I used to get multiple calls a day on my cellphone (we don't have landlines). I found a silent ringtone (yay!) and created a contact named "Do Not Answer" and put all those numbers on it. Over a couple of years, the number of calls I was getting slowly declined, and now I get maybe one or two a week.

And I'm in totaly agreement with BlahLaLa - the scammers don't care about the Do Not Call registry, because I've been registered on it for years. They hide behind multiple numbers and false fronts so you can't get to the real company to report them.
posted by telophase at 7:45 PM on October 24, 2013 [1 favorite]


Yup....the registry is worthless. Not just because these types don't care about it but because many of these annoying phone calls are not even prohibited by it.

From ftc.gov
The Do-Not-Call registry does not prevent all unwanted calls. It does not cover the following:
calls from organizations with which you have established a business relationship;
calls for which you have given prior written permission;
calls which are not commercial or do not include unsolicited advertisements;
calls by or on behalf of tax-exempt non-profit organizations.


When I get these calls (and I get a fair amount), I first just do a simple Google of the number. With the dashes too so it comes out ###-###-####. With that simple search, you will see if the number is showing up on the myriad of scam-call complaint sites. Then at least you have a handle on the legitimacy.

I also take a position that if the number is not in my phone book and/or no name is shown, then it is straight to voice mail. If the person is someone I know and want to talk, they can and will leave a message.

Finally, never get into the button pushing game. If a call is part of a some silly push-a-number-to-get-you-off-a-list routine, it is almost always a scam setup to let the call be routed so you can be sold something. They are poking you to see if the number is valid. That is all it is.

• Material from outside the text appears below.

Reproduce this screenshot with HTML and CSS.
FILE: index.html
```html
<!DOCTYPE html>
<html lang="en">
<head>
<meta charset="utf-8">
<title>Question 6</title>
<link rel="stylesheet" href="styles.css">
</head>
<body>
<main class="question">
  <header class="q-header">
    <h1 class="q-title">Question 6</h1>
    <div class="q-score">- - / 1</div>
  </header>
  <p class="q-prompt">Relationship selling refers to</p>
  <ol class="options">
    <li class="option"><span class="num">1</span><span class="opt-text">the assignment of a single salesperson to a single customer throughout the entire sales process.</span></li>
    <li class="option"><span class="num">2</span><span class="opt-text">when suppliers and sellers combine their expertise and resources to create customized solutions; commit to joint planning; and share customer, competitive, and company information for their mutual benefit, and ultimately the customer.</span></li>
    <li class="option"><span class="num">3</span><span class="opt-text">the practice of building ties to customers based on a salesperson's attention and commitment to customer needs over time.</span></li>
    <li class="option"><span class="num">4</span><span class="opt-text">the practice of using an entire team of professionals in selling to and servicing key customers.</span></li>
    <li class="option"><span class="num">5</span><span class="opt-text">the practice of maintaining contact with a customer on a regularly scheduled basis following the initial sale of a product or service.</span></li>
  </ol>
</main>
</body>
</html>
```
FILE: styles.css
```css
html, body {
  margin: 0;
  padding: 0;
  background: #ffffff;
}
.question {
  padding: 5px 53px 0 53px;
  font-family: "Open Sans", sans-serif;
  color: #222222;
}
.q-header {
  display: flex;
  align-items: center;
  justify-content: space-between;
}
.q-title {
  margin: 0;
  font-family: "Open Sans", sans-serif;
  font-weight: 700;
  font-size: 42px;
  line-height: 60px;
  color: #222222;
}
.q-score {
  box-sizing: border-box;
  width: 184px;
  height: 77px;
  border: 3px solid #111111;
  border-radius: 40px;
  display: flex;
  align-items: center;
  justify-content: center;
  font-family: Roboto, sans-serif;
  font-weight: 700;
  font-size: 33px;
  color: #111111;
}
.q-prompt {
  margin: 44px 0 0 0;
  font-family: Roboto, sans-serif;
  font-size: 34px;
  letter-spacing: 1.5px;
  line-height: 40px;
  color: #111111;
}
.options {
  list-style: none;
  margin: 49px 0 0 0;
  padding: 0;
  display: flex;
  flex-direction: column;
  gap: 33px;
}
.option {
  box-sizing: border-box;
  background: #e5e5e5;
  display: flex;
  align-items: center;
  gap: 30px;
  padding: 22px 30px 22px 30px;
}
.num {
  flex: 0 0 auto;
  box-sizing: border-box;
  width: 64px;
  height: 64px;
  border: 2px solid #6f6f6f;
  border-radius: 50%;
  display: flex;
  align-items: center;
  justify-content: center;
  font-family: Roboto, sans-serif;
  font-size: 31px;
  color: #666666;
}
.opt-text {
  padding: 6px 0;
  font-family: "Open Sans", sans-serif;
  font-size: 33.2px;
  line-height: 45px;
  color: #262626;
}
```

Once they get you on the phone, they have no end of preset scripts they follow to counter your polite answers and refusals. The phone caller's job is to keep you talking at any cost until they find an angle to get money out of you. The solution is simple: hang up the phone with no fanfare and get on with a more meaningful part of your life.

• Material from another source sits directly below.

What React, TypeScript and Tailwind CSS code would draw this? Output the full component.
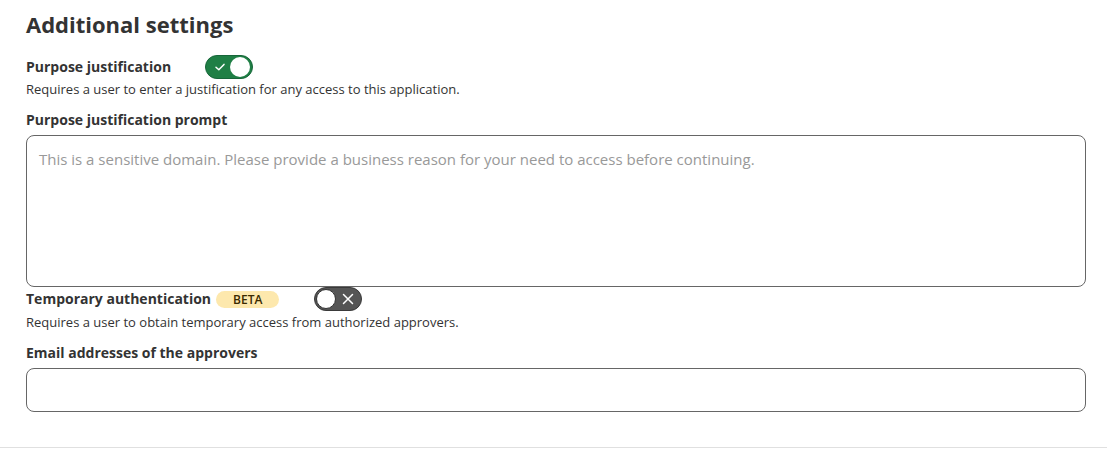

Whatever this person or persons are calling about, it is 99% likely they are trying to extract money from you whether you owe money or not. Let them do the foot work and leave a message. You owe them nothing other than an answering service (and not even that really).

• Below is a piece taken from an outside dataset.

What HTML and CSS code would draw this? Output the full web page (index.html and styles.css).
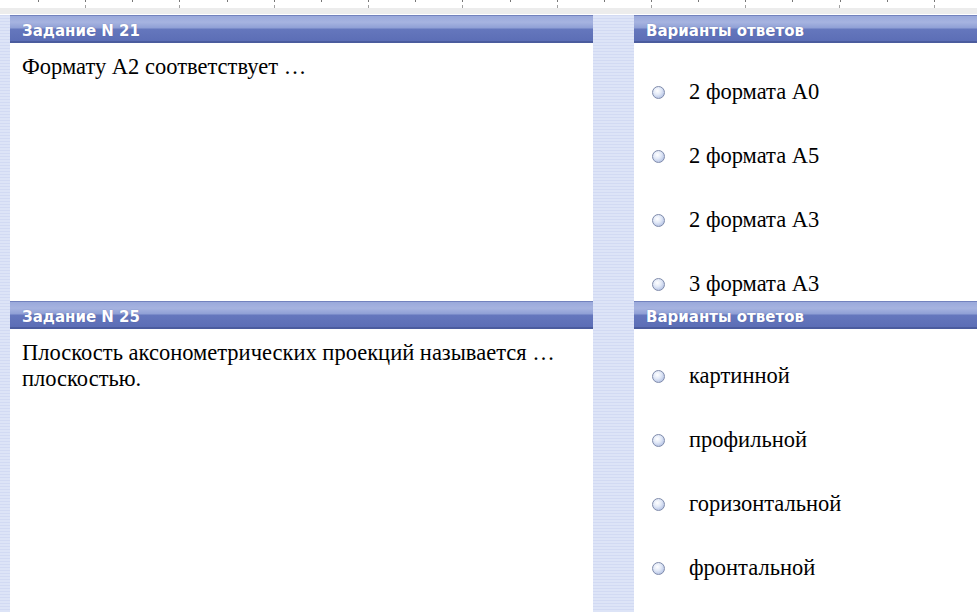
FILE: index.html
```html
<!DOCTYPE html>
<html lang="ru">
<head>
    <meta charset="UTF-8">
    <meta name="viewport" content="width=device-width, initial-scale=1.0">
    <title>Задания</title>
    <link rel="stylesheet" href="styles.css">
</head>
<body>
    <div class="ruler"></div>

    <div class="sheet">
        <!-- Задание 21 -->
        <section class="panel">
            <div class="panel-head">Задание N 21</div>
            <div class="question">Формату А2 соответствует …</div>
        </section>
        <section class="panel">
            <div class="panel-head">Варианты ответов</div>
            <ul class="answers">
                <li><span class="radio"></span>2 формата А0</li>
                <li><span class="radio"></span>2 формата А5</li>
                <li><span class="radio"></span>2 формата А3</li>
                <li><span class="radio"></span>3 формата А3</li>
            </ul>
        </section>

        <!-- Задание 25 -->
        <section class="panel">
            <div class="panel-head">Задание N 25</div>
            <div class="question">Плоскость аксонометрических проекций называется … плоскостью.</div>
        </section>
        <section class="panel">
            <div class="panel-head">Варианты ответов</div>
            <ul class="answers answers-low">
                <li><span class="radio"></span>картинной</li>
                <li><span class="radio"></span>профильной</li>
                <li><span class="radio"></span>горизонтальной</li>
                <li><span class="radio"></span>фронтальной</li>
            </ul>
        </section>
    </div>
</body>
</html>
```

FILE: styles.css
```css
html, body {
    margin: 0;
    height: 100%;
    overflow: hidden;
}

body {
    background-color: #ffffff;
    font-family: "Liberation Serif", serif;
}

/* ruler strip along the top edge */
.ruler {
    height: 15px;
    box-sizing: border-box;
    background:
        repeating-linear-gradient(90deg, transparent 0 85px, #a0a0a0 85px 86px, transparent 86px 94.3px) 0 5px / 100% 3px no-repeat,
        repeating-linear-gradient(90deg, transparent 0 38px, #777 38px 39px, transparent 39px 47.15px) 0 0 / 100% 2px no-repeat,
        linear-gradient(#ffffff 0 8px, #ececec 8px 14px, #ffffff 14px);
}

/* striped light blue backdrop between the columns */
.sheet {
    display: grid;
    grid-template-columns: 583px 343px;
    grid-template-rows: 286px 320px;
    column-gap: 41px;
    padding-left: 10px;
    background-color: #d6def5;
    background-image: repeating-linear-gradient(#d2daf3 0 1px, #dde4f7 1px 3px);
}

.panel {
    background-color: #ffffff;
    display: flex;
    flex-direction: column;
    overflow: hidden;
}

.panel-head {
    height: 28px;
    box-sizing: border-box;
    padding: 5px 12px 0;
    line-height: 21px;
    border-top: 1px solid #7282be;
    border-bottom: 2px solid #4b5c9e;
    background: linear-gradient(#9aa9db 0%, #a6b3e0 25%, #8f9fd5 48%, #6577bd 52%, #5c6eb6 100%);
    color: #ffffff;
    font-family: "DejaVu Sans", sans-serif;
    font-size: 15px;
    font-weight: bold;
    text-shadow: 0 0 1px rgba(40, 50, 110, 0.4);
}

.question {
    padding: 11px 12px 0;
    font-size: 22.5px;
    line-height: 26px;
    color: #000000;
    max-width: 545px;
}

.answers {
    list-style: none;
    margin: 0;
    padding: 17px 0 0 18px;
}

.answers-low {
    padding-top: 15px;
}

.answers li {
    height: 64px;
    display: flex;
    align-items: center;
    font-size: 22.5px;
    color: #000000;
}

.radio {
    width: 11px;
    height: 11px;
    margin-right: 24px;
    border-radius: 50%;
    border: 1px solid #7f8bab;
    background: radial-gradient(circle at 40% 35%, #ffffff 0%, #e2e9f7 40%, #9fb0db 100%);
}
```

The telephone is for your convenience.
The answering machine is for theirs.
posted by lampshade at 8:04 PM on October 24, 2013 [2 favorites]


Here's my solution to the uselessness of DNC lists. My official residence number is a VOIP line that never rings, because I don't have a phone connected to it. I give out this number in all situations where a home phone number is required.

Every voicemail to this line immediately generates an email with the voice message transcribed to text. I can see at a glance if it's something I want to respond to. Glance and delete (the email) is my usual protocol. Vonage offers unlimited voicemail, so I don't have to deal with the voice messages themselves, and the queue is never full.

For my real, personal communication I use my cell phone, and give that number out only to family, friends and people I want to talk to directly, like the plumber who's coming tomorrow or whoever.

Granted, this costs $30 a month, but I think it's well worth the cost to be freed from unwanted solicitations. Which I guess is to say, I value silence.